··· Excerpted records ···

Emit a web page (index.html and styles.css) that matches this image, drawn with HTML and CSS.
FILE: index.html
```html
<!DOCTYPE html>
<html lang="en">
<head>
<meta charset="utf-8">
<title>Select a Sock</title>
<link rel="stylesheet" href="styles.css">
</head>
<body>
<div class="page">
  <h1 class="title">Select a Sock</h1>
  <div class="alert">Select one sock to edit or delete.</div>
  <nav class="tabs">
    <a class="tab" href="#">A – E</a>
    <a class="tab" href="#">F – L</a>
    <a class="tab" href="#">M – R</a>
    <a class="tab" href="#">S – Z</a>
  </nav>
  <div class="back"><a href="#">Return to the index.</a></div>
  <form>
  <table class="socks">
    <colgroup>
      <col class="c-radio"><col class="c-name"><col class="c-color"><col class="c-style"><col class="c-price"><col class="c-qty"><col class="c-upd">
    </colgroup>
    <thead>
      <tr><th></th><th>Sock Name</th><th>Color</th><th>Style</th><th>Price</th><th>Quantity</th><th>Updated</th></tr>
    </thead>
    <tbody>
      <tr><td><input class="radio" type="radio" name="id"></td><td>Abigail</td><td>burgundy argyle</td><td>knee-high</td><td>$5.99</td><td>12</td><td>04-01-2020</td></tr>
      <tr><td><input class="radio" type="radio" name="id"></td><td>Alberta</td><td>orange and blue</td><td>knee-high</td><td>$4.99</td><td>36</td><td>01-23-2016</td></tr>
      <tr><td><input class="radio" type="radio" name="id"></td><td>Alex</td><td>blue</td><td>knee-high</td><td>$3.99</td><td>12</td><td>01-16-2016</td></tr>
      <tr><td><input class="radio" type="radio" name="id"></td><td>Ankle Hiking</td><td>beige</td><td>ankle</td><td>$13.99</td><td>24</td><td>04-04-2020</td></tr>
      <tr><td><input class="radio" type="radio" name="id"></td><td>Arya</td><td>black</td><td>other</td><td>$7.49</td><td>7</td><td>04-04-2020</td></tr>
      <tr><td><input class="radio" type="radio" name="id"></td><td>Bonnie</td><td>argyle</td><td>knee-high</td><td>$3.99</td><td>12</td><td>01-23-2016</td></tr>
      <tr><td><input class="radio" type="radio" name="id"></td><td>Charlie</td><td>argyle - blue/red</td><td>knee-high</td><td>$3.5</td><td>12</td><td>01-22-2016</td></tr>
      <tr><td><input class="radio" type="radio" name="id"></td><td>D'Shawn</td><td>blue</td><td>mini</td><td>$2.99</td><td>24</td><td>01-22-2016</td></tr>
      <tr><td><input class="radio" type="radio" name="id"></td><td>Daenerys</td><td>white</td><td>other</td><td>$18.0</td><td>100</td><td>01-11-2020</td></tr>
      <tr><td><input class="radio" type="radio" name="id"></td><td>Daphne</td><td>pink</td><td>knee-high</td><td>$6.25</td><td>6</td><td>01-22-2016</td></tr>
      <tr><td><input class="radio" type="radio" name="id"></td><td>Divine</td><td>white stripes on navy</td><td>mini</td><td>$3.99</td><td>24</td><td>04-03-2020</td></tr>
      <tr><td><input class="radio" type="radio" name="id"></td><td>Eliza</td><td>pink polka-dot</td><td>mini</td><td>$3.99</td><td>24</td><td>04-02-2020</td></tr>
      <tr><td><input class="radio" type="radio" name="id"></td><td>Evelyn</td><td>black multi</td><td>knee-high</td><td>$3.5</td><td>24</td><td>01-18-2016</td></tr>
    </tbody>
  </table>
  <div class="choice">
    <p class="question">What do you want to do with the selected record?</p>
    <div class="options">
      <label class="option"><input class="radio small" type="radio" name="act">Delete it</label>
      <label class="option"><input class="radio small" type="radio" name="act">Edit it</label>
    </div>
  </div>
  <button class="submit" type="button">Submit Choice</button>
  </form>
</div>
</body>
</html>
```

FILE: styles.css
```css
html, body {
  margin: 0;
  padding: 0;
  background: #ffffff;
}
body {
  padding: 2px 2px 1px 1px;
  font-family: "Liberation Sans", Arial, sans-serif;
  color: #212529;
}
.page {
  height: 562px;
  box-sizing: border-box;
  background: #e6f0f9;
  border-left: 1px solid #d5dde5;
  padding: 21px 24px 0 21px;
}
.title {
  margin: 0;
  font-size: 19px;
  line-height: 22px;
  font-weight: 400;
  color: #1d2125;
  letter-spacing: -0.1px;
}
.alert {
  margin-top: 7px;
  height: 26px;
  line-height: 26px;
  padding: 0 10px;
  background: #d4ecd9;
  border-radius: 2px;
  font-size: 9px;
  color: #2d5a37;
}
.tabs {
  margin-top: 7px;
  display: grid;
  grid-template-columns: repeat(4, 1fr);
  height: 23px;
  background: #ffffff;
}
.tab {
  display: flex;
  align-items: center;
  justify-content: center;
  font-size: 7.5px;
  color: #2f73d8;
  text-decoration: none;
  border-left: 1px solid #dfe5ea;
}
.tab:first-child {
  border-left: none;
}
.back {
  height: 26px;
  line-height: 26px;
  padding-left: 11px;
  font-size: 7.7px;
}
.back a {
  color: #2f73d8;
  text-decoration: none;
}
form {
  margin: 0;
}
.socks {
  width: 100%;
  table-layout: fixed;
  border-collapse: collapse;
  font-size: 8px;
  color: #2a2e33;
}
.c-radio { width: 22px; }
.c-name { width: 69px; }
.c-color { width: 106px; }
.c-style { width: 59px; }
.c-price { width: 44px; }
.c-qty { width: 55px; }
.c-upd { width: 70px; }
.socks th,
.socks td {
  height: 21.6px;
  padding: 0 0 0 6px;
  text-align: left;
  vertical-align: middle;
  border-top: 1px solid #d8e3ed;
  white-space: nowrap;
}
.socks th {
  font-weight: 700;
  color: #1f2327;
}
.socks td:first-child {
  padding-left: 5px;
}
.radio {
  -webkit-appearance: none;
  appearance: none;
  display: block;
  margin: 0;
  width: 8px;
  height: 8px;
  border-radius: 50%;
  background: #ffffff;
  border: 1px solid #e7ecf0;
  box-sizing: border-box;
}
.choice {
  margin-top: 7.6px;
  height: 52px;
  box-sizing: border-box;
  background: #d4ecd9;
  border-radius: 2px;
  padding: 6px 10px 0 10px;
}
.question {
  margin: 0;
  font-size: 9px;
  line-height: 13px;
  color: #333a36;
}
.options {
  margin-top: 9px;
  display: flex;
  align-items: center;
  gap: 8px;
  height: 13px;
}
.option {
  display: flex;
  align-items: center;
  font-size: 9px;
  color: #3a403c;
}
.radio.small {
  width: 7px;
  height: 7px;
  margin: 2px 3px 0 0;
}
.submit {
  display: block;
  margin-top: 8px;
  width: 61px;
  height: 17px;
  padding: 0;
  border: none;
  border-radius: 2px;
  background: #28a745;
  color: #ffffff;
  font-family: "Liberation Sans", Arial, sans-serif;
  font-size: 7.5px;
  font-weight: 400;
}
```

···
··· Excerpted records ···

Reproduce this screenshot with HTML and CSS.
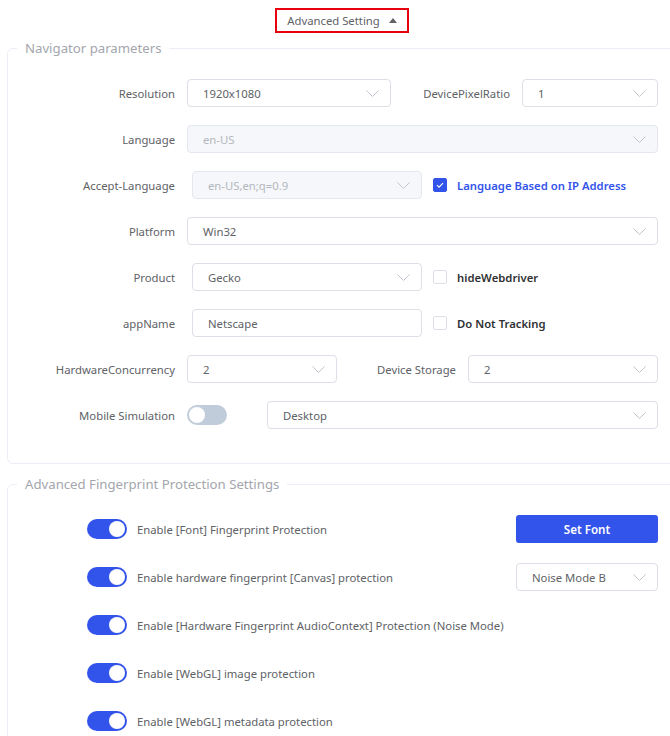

···
··· Excerpted records ···

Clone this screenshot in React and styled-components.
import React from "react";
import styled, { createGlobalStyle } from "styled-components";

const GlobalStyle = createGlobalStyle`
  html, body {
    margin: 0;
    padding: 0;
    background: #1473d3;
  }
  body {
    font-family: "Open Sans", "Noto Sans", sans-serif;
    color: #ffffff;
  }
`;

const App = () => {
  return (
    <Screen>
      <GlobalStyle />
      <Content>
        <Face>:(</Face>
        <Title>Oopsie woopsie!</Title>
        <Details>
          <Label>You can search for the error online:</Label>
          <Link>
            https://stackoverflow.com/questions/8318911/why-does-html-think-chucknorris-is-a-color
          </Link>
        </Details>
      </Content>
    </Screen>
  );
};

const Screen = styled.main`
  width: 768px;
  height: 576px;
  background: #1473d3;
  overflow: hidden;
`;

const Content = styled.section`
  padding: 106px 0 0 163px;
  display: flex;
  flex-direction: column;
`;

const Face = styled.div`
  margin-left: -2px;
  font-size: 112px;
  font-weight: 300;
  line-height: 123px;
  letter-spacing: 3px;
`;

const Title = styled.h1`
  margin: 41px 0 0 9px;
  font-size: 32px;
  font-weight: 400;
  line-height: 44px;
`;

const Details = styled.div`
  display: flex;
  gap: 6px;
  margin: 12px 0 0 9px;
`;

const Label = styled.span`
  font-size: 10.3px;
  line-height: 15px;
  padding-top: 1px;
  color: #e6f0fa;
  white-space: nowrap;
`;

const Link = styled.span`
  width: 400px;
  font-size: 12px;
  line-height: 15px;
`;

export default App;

···

- _Task to carry out_
Go through the material above and count the lines that include "styled". Give the number alone.

- _Worked solution_
9